● WHAT THE TASK REQUIRES: Find the word "components" in the records below. List each line containing it.

● INFORMATION SHOWN:
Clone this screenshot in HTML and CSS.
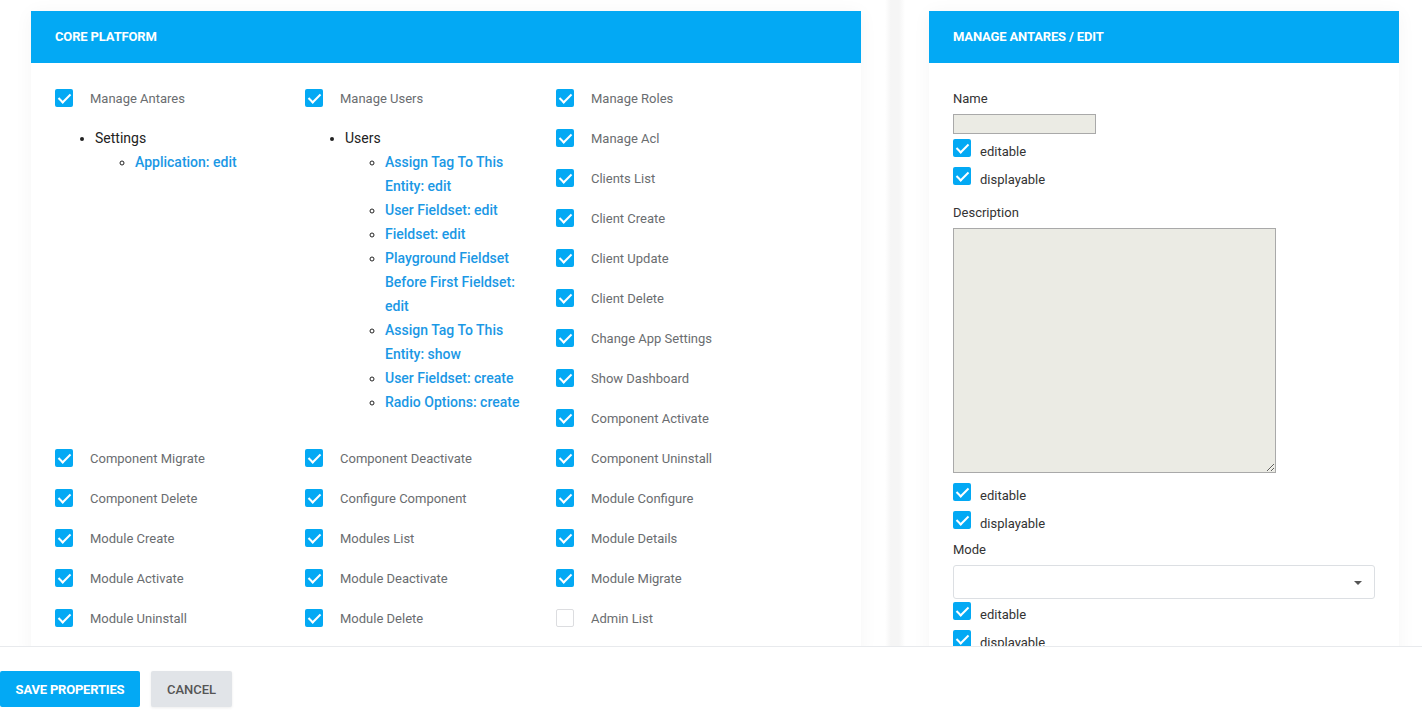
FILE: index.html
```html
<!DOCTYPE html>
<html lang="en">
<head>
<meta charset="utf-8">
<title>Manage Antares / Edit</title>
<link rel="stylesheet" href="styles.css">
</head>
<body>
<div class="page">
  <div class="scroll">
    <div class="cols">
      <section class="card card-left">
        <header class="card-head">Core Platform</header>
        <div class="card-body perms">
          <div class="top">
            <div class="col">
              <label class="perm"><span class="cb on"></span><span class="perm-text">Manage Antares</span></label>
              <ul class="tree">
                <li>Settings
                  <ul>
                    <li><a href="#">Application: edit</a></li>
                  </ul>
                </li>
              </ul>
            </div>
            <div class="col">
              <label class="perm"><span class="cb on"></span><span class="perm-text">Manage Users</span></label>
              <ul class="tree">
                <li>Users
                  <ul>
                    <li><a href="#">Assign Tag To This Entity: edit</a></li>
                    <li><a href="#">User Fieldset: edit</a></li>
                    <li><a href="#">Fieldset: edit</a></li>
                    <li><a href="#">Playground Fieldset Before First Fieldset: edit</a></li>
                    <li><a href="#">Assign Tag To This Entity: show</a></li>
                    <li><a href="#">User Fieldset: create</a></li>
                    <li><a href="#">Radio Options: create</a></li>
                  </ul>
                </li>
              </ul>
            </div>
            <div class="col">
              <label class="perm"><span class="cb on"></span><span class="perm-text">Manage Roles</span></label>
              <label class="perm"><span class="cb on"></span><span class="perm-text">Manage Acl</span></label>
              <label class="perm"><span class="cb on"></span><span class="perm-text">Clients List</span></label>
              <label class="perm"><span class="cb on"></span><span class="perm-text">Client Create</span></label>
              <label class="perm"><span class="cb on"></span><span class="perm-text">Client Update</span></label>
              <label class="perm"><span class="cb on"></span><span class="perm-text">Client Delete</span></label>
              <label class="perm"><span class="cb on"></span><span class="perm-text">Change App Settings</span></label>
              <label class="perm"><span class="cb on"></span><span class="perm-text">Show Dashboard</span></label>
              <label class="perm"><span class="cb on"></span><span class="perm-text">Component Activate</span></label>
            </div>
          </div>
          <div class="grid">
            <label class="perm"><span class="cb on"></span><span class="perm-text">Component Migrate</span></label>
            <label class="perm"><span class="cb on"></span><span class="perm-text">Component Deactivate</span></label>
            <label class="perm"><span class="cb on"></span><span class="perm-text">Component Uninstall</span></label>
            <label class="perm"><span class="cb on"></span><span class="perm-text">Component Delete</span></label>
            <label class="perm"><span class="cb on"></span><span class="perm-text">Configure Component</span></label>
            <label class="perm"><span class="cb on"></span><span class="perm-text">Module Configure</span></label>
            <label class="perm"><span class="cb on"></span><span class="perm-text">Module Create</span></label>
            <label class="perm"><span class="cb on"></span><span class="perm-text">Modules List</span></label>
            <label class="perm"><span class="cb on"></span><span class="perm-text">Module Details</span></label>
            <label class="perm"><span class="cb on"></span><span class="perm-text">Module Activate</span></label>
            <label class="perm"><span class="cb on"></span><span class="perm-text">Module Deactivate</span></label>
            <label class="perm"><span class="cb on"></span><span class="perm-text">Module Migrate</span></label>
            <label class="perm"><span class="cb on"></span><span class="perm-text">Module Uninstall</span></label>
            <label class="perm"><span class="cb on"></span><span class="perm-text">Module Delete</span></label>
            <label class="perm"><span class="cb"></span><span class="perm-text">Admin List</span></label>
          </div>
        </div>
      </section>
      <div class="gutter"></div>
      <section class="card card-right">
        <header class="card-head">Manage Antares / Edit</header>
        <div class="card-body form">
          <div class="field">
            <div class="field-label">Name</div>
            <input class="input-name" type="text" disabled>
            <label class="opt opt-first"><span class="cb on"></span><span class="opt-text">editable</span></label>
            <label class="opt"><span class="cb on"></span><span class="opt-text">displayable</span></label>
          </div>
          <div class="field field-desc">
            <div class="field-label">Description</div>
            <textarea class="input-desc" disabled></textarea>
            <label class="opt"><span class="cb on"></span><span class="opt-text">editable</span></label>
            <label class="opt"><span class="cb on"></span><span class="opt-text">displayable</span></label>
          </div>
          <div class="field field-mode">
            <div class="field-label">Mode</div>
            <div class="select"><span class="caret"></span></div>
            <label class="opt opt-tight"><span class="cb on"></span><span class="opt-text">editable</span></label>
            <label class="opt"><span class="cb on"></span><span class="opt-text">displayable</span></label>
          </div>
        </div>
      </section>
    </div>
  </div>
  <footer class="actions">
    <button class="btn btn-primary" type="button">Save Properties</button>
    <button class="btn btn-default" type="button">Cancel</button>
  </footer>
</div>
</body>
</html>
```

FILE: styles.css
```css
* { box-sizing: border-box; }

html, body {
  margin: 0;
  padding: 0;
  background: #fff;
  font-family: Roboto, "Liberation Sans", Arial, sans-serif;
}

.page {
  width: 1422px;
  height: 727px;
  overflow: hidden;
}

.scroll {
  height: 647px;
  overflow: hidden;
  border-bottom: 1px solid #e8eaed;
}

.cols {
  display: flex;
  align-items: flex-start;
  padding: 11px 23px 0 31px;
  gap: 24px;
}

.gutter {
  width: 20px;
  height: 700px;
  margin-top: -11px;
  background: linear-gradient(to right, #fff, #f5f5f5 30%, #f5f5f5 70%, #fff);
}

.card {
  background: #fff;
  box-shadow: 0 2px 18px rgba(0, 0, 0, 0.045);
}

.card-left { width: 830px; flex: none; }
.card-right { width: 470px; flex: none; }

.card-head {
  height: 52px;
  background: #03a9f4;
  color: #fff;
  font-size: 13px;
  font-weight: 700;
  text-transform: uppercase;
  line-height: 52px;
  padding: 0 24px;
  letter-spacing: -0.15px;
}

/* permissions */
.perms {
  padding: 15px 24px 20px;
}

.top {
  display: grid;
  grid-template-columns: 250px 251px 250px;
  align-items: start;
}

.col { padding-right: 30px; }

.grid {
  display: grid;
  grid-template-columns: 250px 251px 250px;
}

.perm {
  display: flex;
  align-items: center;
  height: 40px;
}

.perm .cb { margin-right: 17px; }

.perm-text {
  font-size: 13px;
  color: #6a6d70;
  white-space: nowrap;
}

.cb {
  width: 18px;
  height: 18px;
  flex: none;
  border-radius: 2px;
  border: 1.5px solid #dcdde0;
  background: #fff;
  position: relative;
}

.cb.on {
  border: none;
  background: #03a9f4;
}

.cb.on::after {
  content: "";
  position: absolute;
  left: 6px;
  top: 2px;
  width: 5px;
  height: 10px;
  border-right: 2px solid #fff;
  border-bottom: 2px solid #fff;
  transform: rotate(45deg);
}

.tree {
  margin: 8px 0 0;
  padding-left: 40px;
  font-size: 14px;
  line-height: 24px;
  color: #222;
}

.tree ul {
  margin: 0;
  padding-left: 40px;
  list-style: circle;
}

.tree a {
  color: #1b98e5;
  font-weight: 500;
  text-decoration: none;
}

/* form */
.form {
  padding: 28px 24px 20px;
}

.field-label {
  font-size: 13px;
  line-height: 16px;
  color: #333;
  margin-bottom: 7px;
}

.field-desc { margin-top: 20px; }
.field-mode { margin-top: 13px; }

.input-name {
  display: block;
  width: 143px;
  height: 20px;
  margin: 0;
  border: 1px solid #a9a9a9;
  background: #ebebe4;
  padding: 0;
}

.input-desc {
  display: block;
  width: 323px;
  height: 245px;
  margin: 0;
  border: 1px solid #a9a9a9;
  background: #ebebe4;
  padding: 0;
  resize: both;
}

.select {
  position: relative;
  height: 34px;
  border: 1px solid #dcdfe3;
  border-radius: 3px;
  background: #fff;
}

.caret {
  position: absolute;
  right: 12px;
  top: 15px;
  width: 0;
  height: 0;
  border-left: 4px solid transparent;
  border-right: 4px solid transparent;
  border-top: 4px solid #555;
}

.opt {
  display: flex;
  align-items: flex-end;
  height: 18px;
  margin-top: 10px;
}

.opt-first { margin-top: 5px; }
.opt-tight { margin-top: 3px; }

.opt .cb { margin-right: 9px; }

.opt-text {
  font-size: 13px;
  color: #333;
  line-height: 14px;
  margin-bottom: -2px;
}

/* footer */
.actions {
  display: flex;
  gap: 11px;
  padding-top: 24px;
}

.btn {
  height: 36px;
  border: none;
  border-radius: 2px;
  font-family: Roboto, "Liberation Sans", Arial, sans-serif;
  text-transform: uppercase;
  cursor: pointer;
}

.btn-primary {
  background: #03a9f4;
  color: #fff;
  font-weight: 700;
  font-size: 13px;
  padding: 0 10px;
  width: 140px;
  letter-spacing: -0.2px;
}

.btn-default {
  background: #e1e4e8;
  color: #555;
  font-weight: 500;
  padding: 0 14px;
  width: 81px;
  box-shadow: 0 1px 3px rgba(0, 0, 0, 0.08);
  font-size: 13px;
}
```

* * *

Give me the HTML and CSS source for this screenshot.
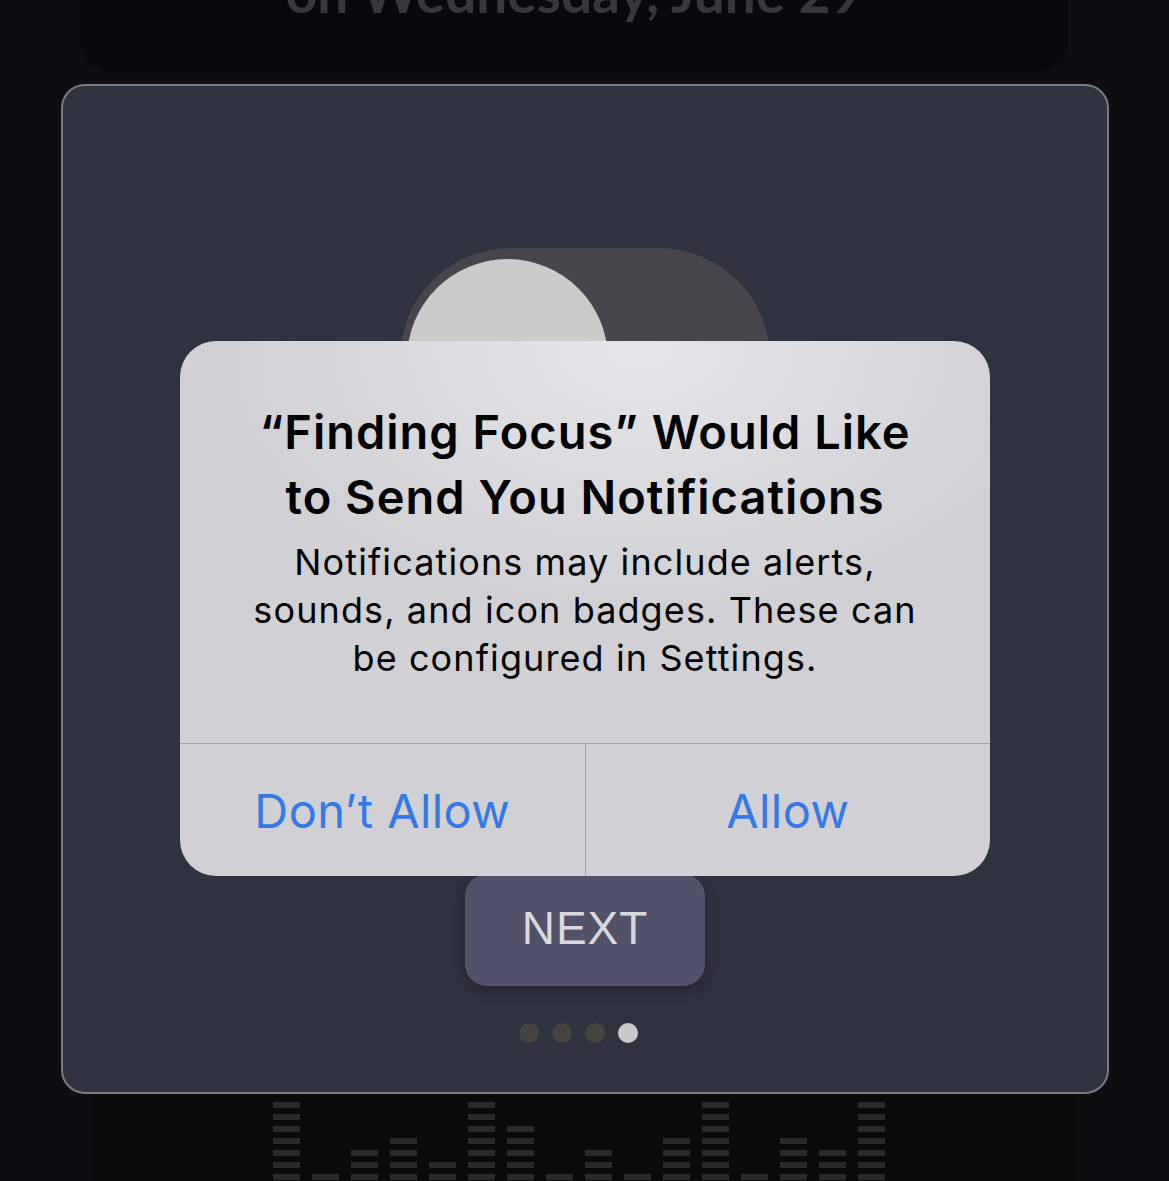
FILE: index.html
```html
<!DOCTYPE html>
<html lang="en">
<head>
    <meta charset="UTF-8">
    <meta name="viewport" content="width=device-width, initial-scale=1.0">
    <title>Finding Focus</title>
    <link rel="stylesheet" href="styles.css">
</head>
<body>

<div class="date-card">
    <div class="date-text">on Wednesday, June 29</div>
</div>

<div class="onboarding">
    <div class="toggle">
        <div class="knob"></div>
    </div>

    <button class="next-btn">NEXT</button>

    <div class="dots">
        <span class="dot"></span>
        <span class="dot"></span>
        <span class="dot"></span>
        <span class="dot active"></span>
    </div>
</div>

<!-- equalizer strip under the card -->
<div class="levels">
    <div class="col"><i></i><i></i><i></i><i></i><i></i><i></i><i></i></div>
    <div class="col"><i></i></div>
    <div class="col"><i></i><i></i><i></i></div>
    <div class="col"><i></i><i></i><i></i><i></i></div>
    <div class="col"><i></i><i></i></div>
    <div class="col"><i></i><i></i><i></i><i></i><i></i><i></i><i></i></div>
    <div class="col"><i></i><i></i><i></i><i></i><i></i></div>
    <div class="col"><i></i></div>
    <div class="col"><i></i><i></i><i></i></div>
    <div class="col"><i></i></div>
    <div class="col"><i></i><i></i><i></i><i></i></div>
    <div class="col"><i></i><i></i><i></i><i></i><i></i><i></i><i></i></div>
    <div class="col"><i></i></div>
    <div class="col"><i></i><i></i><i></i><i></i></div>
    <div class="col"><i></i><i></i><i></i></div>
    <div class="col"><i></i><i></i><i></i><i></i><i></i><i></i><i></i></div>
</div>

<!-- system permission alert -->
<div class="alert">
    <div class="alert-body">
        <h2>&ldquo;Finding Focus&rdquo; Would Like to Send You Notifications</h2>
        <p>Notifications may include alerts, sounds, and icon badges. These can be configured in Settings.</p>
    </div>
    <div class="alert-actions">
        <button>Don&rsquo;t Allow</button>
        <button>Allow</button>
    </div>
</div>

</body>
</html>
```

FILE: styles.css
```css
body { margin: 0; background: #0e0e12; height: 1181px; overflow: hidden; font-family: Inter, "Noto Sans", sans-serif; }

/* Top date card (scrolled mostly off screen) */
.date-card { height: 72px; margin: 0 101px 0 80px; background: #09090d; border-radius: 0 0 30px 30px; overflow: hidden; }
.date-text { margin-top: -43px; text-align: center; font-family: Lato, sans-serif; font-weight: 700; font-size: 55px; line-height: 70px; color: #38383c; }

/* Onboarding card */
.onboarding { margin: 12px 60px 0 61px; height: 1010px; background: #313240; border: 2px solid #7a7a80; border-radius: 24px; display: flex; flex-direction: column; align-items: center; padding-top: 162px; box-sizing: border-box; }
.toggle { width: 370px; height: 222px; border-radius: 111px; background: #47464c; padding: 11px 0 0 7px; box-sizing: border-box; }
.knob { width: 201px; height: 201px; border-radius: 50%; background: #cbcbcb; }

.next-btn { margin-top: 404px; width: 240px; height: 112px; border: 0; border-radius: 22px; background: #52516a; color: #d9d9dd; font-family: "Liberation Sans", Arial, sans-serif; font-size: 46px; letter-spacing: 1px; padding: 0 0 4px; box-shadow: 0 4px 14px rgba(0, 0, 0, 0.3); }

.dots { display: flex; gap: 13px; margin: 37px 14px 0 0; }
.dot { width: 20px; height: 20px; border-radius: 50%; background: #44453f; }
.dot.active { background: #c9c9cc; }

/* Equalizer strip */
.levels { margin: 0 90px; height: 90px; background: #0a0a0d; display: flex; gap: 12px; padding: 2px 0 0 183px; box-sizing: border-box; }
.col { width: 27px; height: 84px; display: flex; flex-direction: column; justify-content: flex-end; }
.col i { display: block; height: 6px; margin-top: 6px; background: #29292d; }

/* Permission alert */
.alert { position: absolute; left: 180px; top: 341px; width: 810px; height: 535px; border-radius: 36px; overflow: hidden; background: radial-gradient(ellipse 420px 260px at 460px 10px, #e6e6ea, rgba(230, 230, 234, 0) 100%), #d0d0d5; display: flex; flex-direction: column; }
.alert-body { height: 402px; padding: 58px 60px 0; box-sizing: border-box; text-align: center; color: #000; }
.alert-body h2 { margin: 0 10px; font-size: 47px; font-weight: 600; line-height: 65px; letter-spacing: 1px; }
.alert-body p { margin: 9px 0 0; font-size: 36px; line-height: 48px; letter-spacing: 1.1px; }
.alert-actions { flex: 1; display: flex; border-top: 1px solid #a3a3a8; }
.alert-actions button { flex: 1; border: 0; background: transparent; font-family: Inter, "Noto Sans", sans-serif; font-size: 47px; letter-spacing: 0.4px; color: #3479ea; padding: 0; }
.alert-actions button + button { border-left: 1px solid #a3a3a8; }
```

==

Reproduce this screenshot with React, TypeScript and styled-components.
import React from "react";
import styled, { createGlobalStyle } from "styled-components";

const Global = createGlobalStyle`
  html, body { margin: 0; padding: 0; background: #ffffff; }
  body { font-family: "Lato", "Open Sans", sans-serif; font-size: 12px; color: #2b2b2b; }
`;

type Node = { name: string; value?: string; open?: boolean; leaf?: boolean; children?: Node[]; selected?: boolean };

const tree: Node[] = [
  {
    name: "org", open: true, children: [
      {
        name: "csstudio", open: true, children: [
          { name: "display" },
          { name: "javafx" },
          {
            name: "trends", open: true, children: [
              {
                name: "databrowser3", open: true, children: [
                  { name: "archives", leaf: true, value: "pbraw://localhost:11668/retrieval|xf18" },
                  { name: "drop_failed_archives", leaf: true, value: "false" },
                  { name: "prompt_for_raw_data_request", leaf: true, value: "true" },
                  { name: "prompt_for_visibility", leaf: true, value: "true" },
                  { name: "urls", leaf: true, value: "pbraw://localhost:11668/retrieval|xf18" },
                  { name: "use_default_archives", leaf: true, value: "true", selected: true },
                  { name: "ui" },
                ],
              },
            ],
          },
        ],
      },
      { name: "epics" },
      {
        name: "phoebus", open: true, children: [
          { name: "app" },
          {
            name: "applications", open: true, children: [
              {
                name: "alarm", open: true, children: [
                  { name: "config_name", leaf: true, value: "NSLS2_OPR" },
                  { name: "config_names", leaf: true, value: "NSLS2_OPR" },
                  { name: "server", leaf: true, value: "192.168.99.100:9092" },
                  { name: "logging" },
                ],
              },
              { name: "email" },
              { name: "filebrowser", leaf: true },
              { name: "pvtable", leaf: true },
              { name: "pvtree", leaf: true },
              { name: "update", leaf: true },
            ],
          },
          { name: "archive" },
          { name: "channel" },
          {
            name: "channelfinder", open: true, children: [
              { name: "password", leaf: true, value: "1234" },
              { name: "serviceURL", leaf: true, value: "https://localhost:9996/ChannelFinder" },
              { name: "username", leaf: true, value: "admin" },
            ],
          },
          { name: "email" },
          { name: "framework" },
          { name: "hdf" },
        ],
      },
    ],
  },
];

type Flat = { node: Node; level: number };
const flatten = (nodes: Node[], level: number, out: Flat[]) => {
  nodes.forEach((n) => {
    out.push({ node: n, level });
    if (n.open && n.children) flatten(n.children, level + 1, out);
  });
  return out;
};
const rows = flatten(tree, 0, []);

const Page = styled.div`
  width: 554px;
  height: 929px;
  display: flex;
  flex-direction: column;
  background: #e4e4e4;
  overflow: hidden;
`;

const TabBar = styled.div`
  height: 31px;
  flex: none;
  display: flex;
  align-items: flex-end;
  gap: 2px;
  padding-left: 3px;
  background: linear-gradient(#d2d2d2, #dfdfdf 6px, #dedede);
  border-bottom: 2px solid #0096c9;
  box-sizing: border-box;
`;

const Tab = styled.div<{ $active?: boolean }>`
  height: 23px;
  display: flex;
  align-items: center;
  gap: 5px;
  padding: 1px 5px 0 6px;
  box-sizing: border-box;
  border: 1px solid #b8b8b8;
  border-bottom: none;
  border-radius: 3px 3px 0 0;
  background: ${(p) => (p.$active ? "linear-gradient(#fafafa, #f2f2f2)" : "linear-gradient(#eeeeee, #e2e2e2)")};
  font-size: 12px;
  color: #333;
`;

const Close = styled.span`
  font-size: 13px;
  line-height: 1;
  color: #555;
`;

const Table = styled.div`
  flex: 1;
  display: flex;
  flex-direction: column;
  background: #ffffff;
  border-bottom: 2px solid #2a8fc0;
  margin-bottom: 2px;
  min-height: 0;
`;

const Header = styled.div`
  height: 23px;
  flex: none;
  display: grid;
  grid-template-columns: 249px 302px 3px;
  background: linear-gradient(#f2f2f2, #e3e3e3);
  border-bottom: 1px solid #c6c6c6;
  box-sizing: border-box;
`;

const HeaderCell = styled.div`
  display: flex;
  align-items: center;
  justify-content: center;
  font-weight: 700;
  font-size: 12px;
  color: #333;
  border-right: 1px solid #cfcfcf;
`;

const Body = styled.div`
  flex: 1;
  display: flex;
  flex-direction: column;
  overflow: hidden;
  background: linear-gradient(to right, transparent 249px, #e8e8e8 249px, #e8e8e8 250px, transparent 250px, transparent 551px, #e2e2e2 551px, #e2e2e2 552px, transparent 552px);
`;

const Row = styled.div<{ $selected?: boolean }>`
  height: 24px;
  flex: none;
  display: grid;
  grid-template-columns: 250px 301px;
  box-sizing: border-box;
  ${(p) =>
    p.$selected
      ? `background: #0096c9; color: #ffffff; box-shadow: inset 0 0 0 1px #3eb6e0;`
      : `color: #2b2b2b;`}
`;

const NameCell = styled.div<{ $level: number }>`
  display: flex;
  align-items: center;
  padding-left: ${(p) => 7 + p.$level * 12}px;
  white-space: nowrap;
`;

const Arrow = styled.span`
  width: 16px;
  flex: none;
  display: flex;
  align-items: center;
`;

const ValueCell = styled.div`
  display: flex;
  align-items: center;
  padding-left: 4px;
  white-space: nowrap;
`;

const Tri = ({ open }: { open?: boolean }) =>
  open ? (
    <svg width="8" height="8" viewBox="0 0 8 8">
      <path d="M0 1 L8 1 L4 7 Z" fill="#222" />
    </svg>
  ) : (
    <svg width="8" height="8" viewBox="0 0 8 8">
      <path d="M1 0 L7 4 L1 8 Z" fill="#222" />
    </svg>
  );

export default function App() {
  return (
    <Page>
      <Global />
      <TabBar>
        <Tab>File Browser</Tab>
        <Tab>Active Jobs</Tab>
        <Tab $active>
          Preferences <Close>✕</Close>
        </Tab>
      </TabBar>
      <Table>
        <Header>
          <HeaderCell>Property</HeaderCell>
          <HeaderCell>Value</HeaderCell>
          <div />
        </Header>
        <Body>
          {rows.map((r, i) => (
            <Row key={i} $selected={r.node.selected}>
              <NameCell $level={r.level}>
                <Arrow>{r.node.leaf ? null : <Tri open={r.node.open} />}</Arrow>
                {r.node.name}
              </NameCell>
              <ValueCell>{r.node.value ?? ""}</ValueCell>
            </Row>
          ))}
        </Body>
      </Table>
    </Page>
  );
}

● FINISHED EXERCISE:
Reproduce this screenshot with React, TypeScript and styled-components.
import styled, { createGlobalStyle } from "styled-components";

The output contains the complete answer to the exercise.